Knowledge Vs Wisdom Vs Insight - Part 2

Wisdom is....

Albert Einstein once said, ‘Wisdom is not a product of schooling but of the lifelong attempt to acquire it.’ Subject matter experts number in the thousands, but the wise may only number in the tens or hundreds. And history records their names and achievements for posterity’s sake.

If you don’t have wisdom that goes with knowledge, you are only a walking encyclopedia. A book of knowledge is useless without the wisdom to know how to apply that knowledge. We see Doctorates who don’t have the wisdom to keep their family intact. They can write a book about raising children but they don’t have the wisdom to actually raise their own.  

Insight is the deepest level of knowing and the most meaningful to your life. Insight is a deeper and clearer perception of life, of knowledge, of wisdom. It’s grasping the underlying nature of knowledge, and the essence of wisdom. Insight is a truer understanding of your life and the bigger picture of how things intertwine. 

Sadly we can gain a lifetime of knowledge, yet never see the wisdom in it. We can be wise, but still miss the deeper meaning.

Knowledge is knowing how to manage your money, budgeting, spending, saving. Wisdom is understanding how money impacts the quality of your life and your future. Insight is realizing that money is simply a tool to be used, that it has no inherent meaning beyond its usefulness.

Knowledge is learning how to paint and using that skill to cultivate a livelihood. Wisdom is expressing your passion through painting and understanding that art is a form of communication that touches the lives of others. Insight is perceiving that all things can be art and that creating your art contributes to the understanding and the expression of the essence of the world around you.

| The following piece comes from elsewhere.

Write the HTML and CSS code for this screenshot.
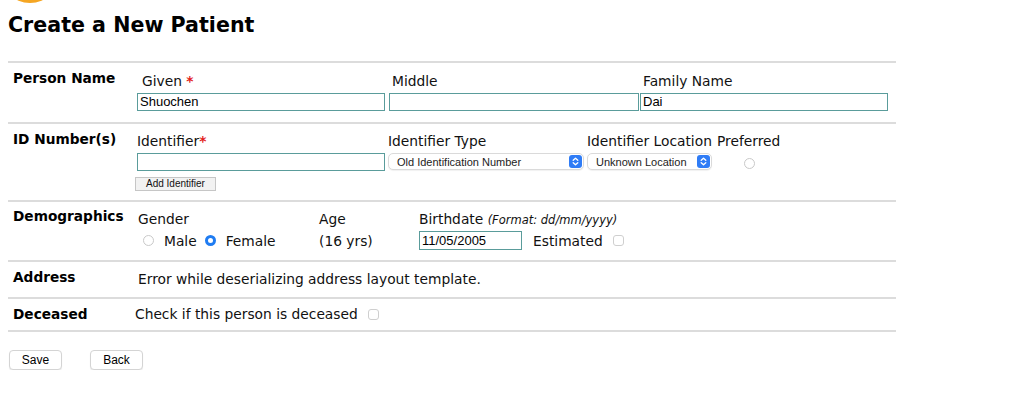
FILE: index.html
```html
<!DOCTYPE html>
<html>
<head>
<meta charset="utf-8">
<link rel="stylesheet" href="styles.css">
</head>
<body>
<div class="logo-strip"><div class="logo"></div></div>
<h1 class="title">Create a New Patient</h1>

<div class="form">
  <div class="section s-name">
    <div class="sec-label">Person Name</div>
    <div class="fields name-grid">
      <div class="fcol">
        <div class="flabel ind">Given <span class="req">*</span></div>
        <div class="input w248">Shuochen</div>
      </div>
      <div class="fcol">
        <div class="flabel ind">Middle</div>
        <div class="input w250"></div>
      </div>
      <div class="fcol">
        <div class="flabel ind">Family Name</div>
        <div class="input w248">Dai</div>
      </div>
    </div>
  </div>

  <div class="section s-id">
    <div class="sec-label">ID Number(s)</div>
    <div class="fields">
      <div class="id-grid">
        <div class="fcol">
          <div class="flabel">Identifier<span class="req">*</span></div>
          <div class="input w248"></div>
        </div>
        <div class="fcol">
          <div class="flabel">Identifier Type</div>
          <div class="select sel-type"><span>Old Identification Number</span>
            <svg class="chev" viewBox="0 0 13 13" width="13" height="13"><rect width="13" height="13" rx="3" fill="#2f7cf6"/><path d="M4.2 5.3 6.5 3.2 8.8 5.3M4.2 7.7 6.5 9.8 8.8 7.7" fill="none" stroke="#fff" stroke-width="1.3" stroke-linecap="round" stroke-linejoin="round"/></svg>
          </div>
        </div>
        <div class="fcol">
          <div class="flabel">Identifier Location</div>
          <div class="select sel-loc"><span>Unknown Location</span>
            <svg class="chev" viewBox="0 0 13 13" width="13" height="13"><rect width="13" height="13" rx="3" fill="#2f7cf6"/><path d="M4.2 5.3 6.5 3.2 8.8 5.3M4.2 7.7 6.5 9.8 8.8 7.7" fill="none" stroke="#fff" stroke-width="1.3" stroke-linecap="round" stroke-linejoin="round"/></svg>
          </div>
        </div>
        <div class="fcol">
          <div class="flabel">Preferred</div>
          <div class="pref-radio"><span class="radio"></span></div>
        </div>
      </div>
      <button class="small-btn">Add Identifier</button>
    </div>
  </div>

  <div class="section s-demo">
    <div class="sec-label">Demographics</div>
    <div class="fields demo-grid">
      <div class="fcol">
        <div class="flabel">Gender</div>
        <div class="line-row gender">
          <span class="radio"></span><span class="rtext male">Male</span>
          <span class="radio on"></span><span class="rtext">Female</span>
        </div>
      </div>
      <div class="fcol">
        <div class="flabel">Age</div>
        <div class="line-row">(16 yrs)</div>
      </div>
      <div class="fcol">
        <div class="flabel">Birthdate <span class="hint">(Format: dd/mm/yyyy)</span></div>
        <div class="line-row">
          <div class="input bdate">11/05/2005</div>
          <span class="est">Estimated</span><span class="check est-check"></span>
        </div>
      </div>
    </div>
  </div>

  <div class="section s-addr">
    <div class="sec-label">Address</div>
    <div class="fields addr-text">Error while deserializing address layout template.</div>
  </div>

  <div class="section s-dec">
    <div class="sec-label">Deceased</div>
    <div class="fields dec-text"><span>Check if this person is deceased</span><span class="check dec-check"></span></div>
  </div>
</div>

<div class="actions">
  <button class="btn">Save</button>
  <button class="btn">Back</button>
</div>
</body>
</html>
```

FILE: styles.css
```css
html, body {
  background: #fff;
}
body {
  margin: 0 8px;
  font-family: "DejaVu Sans", Verdana, sans-serif;
  font-size: 13.8px;
  color: #111;
}
.logo-strip {
  height: 3px;
  overflow: hidden;
  margin-left: -8px;
}
.logo {
  width: 60px;
  height: 60px;
  margin-top: -57px;
  border-radius: 50%;
  background: #f5a623;
}
.title {
  margin: 10px 0 24px 0;
  font-size: 20.6px;
  line-height: 24px;
  font-weight: bold;
  color: #000;
}
.form {
  width: 888px;
  border-bottom: 2px solid #dcdcdc;
}
.section {
  display: grid;
  grid-template-columns: 129px 1fr;
  border-top: 2px solid #dcdcdc;
}
.sec-label {
  padding: 7px 0 0 5px;
  font-weight: bold;
  font-size: 13.7px;
  line-height: 16px;
  color: #000;
}
.fields {
  padding-top: 10px;
}
.flabel {
  height: 16px;
  line-height: 16px;
  margin-bottom: 4px;
  white-space: nowrap;
}
.flabel.ind {
  padding-left: 3px;
}
.s-name .fcol:first-child .flabel.ind { padding-left: 5px; }
.req {
  color: #e21b1b;
  font-weight: bold;
}
.input {
  box-sizing: border-box;
  height: 18px;
  border: 1px solid #5a9c9b;
  font-family: "Liberation Sans", Arial, sans-serif;
  font-size: 13px;
  line-height: 16px;
  padding-left: 2px;
  background: #fff;
  color: #000;
}
.w248 { width: 248px; }
.w250 { width: 250px; }

/* name row */
.s-name .fields { padding-bottom: 11px; }
.name-grid {
  display: grid;
  grid-template-columns: 252px 251px 251px;
}

/* id row */
.s-id .fields { padding-top: 9px; padding-bottom: 9px; }
.id-grid {
  display: grid;
  grid-template-columns: 251px 199px 130px 60px;
}
.select {
  box-sizing: border-box;
  display: flex;
  align-items: center;
  justify-content: space-between;
  height: 17px;
  border: 1px solid #dadada;
  border-radius: 5px;
  background: #fff;
  font-family: "Liberation Sans", Arial, sans-serif;
  font-size: 11px;
  color: #222;
  padding: 0 1px 0 8px;
  box-shadow: 0 1px 1px rgba(0,0,0,0.06);
}
.sel-type { width: 196px; }
.sel-loc { width: 125px; }
.chev { display: block; }
.pref-radio {
  display: flex;
  align-items: center;
  height: 18px;
  padding: 2px 0 0 27px;
  box-sizing: border-box;
}
.radio {
  display: inline-block;
  box-sizing: border-box;
  width: 11px;
  height: 11px;
  border: 1px solid #c9c9c9;
  border-radius: 50%;
  background: #fff;
  flex: none;
}
.radio.on {
  border: 3px solid #1f7cf2;
  background: #fff;
}
.small-btn {
  display: block;
  margin: 6px 0 0 -2px;
  height: 14px;
  padding: 0 10px;
  border: 1px solid #c6c6c6;
  background: #f2f2f2;
  font-family: "Liberation Sans", Arial, sans-serif;
  font-size: 10px;
  line-height: 12px;
  color: #111;
}

/* demographics */
.s-demo .sec-label { padding-top: 6px; }
.s-demo .fields { padding-top: 9px; padding-bottom: 10px; padding-left: 1px; }
.demo-grid {
  display: grid;
  grid-template-columns: 181px 100px auto;
}
.line-row {
  display: flex;
  align-items: center;
  height: 19px;
  white-space: nowrap;
}
.gender .radio:first-child { margin-left: 5px; }
.rtext { margin-left: 10px; }
.rtext.male { margin-right: 8px; }
.hint {
  font-style: italic;
  font-size: 11.5px;
}
.bdate {
  width: 103px;
  height: 19px;
  line-height: 17px;
  margin-right: 11px;
}
.check {
  display: inline-block;
  box-sizing: border-box;
  width: 11px;
  height: 11px;
  border: 1px solid #cfcfcf;
  border-radius: 3px;
  background: #fff;
  flex: none;
}
.est-check { margin-left: 10px; }

/* address */
.addr-text {
  padding-top: 9px;
  padding-bottom: 10px;
  line-height: 16px;
  padding-left: 1px;
}

/* deceased */
.dec-text {
  display: flex;
  align-items: center;
  padding-top: 7px;
  padding-bottom: 8px;
  line-height: 16px;
  margin-left: -2px;
}
.dec-check { margin-left: 10px; }

.actions {
  display: flex;
  gap: 28px;
  padding: 18px 0 0 1px;
}
.btn {
  box-sizing: border-box;
  width: 53px;
  height: 20px;
  border: 1px solid #d4d4d4;
  border-radius: 4px;
  background: #fff;
  font-family: "Liberation Sans", Arial, sans-serif;
  font-size: 12px;
  color: #000;
  box-shadow: 0 1px 1px rgba(0,0,0,0.08);
}
```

Knowledge is knowing which things, practices, people, and pleasures make you happy. Wisdom is knowing that while those things may bring you pleasure, happiness is not derived from things or situations or people. It’s the understanding that happiness comes from within, and that it’s a temporary state of mind. Insight is knowing that happiness is not the purpose of life, that it’s not the marker of the quality of life—it’s merely one of the many fleeting states of mind in the spectrum of full emotions. Those emotions don’t make up our lives; they are merely experiences.